**WHAT TO PRODUCE**
Return all lines with the word "React" in them.

**INPUT FOR THIS TASK**
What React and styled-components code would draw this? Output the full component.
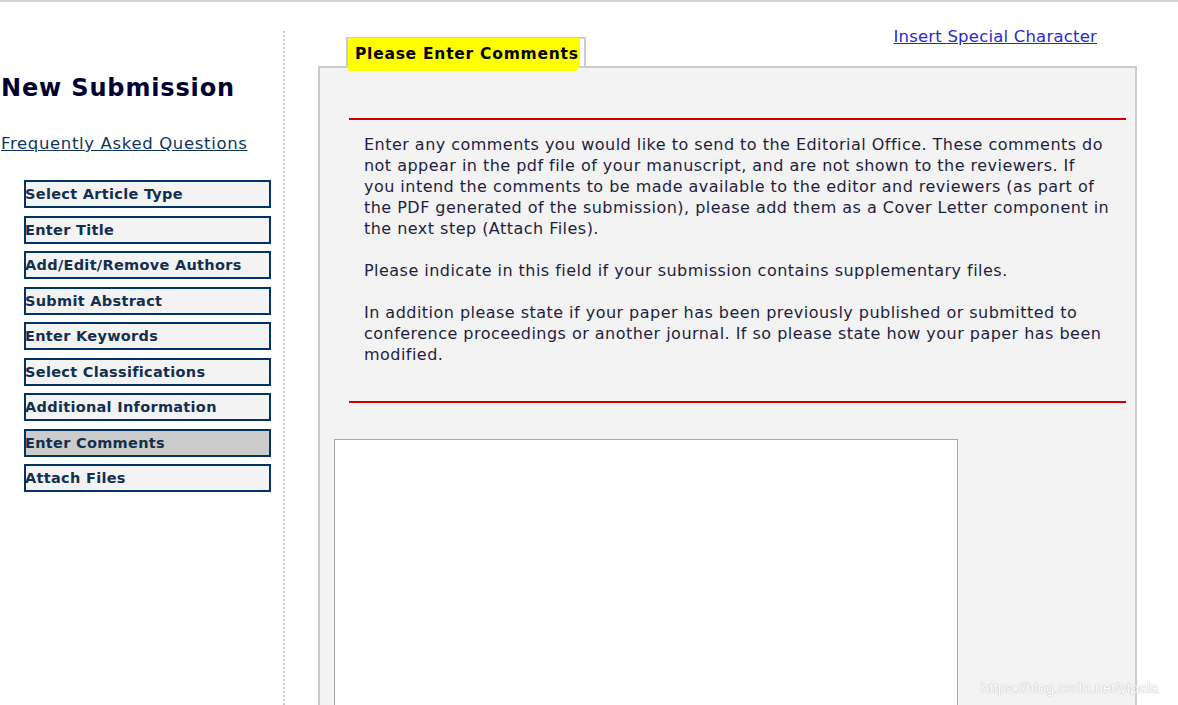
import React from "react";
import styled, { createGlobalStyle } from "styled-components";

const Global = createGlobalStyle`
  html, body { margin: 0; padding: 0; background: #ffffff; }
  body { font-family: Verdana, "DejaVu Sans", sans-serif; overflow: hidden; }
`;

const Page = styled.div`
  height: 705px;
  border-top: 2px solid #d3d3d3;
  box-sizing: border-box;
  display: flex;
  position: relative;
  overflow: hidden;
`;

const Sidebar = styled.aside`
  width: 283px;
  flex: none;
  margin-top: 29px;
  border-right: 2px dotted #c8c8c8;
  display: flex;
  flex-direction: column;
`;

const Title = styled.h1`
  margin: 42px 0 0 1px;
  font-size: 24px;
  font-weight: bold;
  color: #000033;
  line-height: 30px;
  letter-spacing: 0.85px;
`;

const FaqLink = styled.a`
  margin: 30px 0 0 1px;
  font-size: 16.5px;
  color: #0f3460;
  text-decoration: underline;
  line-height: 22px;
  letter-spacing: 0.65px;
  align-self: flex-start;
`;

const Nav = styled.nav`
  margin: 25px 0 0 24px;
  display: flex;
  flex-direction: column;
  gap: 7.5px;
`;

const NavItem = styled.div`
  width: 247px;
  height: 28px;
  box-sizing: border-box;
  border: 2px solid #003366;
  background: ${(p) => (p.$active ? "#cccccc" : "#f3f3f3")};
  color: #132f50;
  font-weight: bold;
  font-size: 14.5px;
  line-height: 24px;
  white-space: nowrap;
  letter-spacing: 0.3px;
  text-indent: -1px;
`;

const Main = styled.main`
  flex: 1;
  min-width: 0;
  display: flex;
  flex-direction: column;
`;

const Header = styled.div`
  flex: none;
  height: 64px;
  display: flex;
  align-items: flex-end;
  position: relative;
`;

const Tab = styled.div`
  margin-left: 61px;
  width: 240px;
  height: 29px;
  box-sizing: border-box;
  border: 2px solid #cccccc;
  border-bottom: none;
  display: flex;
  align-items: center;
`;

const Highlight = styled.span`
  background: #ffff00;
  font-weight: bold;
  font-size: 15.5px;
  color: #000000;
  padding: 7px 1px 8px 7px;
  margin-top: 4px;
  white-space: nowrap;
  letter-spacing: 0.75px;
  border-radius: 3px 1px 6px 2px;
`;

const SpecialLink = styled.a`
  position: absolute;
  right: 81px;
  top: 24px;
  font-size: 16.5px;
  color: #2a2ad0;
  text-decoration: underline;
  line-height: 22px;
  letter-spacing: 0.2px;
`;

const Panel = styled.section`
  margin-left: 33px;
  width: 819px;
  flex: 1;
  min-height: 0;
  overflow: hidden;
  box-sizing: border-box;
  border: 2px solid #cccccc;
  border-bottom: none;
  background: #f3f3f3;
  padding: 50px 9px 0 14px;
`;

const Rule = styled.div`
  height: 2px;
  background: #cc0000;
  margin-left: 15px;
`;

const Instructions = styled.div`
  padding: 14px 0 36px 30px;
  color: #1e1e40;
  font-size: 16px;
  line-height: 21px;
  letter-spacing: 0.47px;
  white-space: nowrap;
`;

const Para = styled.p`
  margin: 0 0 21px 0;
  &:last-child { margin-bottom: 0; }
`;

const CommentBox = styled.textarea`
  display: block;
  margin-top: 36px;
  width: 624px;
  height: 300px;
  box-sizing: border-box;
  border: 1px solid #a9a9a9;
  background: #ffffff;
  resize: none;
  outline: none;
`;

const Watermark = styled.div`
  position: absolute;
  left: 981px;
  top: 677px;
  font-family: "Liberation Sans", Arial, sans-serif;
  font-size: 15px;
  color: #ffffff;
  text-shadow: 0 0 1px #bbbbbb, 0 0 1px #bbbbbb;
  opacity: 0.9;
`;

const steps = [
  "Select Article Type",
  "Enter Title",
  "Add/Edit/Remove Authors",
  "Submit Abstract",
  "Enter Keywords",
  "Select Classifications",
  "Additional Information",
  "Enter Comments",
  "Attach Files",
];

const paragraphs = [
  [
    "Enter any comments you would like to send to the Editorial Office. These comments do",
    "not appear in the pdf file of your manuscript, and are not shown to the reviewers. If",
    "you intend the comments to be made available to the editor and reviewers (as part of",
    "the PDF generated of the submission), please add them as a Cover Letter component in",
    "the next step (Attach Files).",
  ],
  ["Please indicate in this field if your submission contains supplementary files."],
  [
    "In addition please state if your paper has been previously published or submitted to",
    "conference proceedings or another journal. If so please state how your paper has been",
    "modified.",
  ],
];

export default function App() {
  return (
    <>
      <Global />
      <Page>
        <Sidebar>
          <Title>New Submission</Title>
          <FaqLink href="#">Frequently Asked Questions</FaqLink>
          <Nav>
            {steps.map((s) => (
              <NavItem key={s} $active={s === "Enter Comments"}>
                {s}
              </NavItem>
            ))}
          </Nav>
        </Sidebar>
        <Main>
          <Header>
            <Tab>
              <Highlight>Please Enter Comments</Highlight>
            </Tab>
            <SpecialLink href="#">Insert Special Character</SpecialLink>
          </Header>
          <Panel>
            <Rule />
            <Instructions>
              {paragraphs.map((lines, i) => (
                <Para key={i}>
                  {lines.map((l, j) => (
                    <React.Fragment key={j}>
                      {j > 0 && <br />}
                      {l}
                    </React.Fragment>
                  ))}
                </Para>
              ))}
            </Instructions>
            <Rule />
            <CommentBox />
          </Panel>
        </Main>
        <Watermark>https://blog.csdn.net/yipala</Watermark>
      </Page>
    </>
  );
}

* * *

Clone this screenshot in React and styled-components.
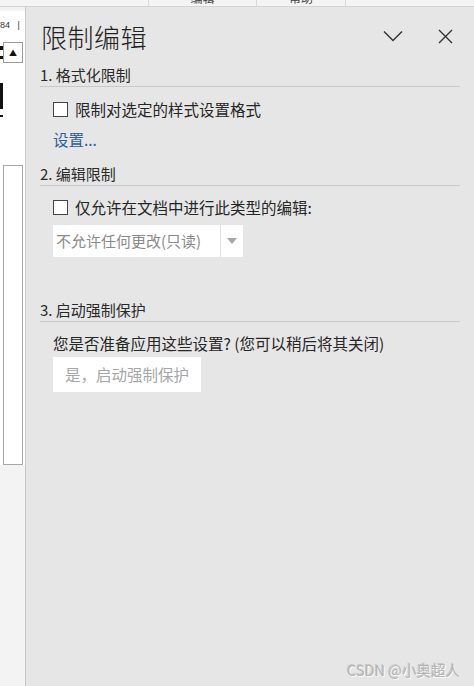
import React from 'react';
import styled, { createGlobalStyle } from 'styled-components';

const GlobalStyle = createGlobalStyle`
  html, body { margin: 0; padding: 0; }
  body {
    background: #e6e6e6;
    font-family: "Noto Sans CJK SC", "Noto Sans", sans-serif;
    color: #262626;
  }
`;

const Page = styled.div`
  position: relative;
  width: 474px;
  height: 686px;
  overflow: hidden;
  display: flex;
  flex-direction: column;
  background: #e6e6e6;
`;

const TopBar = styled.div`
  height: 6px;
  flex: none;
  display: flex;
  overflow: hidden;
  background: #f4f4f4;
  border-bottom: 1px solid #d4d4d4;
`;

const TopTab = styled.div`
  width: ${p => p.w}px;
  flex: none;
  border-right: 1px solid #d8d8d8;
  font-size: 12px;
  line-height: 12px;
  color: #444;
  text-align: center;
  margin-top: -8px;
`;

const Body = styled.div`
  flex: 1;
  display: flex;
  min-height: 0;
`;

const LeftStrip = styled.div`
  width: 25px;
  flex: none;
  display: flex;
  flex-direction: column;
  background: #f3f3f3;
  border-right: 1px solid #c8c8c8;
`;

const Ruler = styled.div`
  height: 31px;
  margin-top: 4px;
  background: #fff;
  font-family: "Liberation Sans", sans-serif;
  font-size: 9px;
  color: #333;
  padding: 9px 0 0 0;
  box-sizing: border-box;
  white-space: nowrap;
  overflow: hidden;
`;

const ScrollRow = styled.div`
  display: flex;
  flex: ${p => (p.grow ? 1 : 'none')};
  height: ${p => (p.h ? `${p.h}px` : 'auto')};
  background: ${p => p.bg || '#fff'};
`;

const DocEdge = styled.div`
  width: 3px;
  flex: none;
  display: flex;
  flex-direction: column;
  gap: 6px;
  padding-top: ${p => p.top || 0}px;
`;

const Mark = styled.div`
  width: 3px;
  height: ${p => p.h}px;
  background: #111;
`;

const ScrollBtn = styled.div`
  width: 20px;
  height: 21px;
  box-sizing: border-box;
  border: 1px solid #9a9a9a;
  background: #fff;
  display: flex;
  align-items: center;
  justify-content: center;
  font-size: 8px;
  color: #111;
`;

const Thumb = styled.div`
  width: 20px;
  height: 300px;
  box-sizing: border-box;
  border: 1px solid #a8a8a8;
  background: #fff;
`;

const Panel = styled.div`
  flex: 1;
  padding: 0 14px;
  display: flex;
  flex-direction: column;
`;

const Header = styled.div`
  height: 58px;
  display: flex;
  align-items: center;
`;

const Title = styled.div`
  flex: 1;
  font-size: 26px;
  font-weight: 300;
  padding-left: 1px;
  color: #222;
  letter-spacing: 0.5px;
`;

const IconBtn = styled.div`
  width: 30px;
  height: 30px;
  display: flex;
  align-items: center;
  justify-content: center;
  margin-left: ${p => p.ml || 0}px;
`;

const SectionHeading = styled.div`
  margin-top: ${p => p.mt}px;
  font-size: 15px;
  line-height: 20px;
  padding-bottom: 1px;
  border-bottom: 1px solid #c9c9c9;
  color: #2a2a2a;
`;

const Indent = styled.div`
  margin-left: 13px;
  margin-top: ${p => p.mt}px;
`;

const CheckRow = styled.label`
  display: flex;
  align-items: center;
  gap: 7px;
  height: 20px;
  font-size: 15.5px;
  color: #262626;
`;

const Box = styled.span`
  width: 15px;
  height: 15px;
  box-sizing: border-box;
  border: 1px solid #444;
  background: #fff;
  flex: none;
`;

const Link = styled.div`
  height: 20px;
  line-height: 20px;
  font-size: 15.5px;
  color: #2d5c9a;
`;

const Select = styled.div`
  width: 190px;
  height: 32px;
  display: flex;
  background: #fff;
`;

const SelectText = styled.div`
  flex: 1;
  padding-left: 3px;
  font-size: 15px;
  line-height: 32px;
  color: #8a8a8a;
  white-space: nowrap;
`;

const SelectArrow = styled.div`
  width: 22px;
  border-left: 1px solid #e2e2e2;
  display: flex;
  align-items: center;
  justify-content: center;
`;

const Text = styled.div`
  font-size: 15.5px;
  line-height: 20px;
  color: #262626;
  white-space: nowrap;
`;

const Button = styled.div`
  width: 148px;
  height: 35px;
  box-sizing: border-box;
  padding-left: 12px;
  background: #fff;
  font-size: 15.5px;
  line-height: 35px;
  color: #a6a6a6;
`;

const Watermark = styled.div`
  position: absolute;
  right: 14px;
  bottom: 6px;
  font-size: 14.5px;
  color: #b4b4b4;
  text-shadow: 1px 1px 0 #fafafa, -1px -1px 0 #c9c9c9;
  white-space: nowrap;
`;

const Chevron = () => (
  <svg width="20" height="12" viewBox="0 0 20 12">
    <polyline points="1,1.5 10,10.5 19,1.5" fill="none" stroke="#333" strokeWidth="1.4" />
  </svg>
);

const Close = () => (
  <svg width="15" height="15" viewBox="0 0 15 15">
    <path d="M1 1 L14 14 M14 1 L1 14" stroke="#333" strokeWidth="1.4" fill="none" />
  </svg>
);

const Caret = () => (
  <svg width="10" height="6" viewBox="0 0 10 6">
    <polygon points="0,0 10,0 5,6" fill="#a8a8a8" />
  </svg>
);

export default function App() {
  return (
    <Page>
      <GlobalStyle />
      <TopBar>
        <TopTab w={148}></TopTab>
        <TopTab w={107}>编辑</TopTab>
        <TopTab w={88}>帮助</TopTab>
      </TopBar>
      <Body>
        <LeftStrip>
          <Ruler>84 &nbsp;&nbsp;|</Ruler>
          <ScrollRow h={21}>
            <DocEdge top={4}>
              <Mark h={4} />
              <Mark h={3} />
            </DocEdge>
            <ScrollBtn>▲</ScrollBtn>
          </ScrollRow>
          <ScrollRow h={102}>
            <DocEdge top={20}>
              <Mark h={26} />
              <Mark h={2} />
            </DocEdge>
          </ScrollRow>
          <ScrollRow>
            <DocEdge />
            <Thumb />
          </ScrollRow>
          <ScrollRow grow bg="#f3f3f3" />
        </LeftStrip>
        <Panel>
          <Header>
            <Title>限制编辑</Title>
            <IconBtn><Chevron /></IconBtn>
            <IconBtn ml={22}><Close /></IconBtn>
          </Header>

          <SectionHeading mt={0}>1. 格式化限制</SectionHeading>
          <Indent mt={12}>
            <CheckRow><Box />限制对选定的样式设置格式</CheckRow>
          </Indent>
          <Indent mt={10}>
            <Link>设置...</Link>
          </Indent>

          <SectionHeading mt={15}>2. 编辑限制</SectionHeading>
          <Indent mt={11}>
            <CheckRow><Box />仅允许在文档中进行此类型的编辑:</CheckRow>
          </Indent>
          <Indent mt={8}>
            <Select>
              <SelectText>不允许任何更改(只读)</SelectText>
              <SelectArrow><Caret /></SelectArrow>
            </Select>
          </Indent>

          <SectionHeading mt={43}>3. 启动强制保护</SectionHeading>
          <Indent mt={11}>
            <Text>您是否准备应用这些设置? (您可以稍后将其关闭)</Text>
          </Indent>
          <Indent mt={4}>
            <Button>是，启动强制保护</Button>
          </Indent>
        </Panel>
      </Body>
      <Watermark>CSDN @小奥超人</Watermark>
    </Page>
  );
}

**RESPONSE FOR THIS EXERCISE**
What React and styled-components code would draw this? Output the full component.
import React from "react";
                    <React.Fragment key={j}>
                    </React.Fragment>
Clone this screenshot in React and styled-components.
import React from 'react';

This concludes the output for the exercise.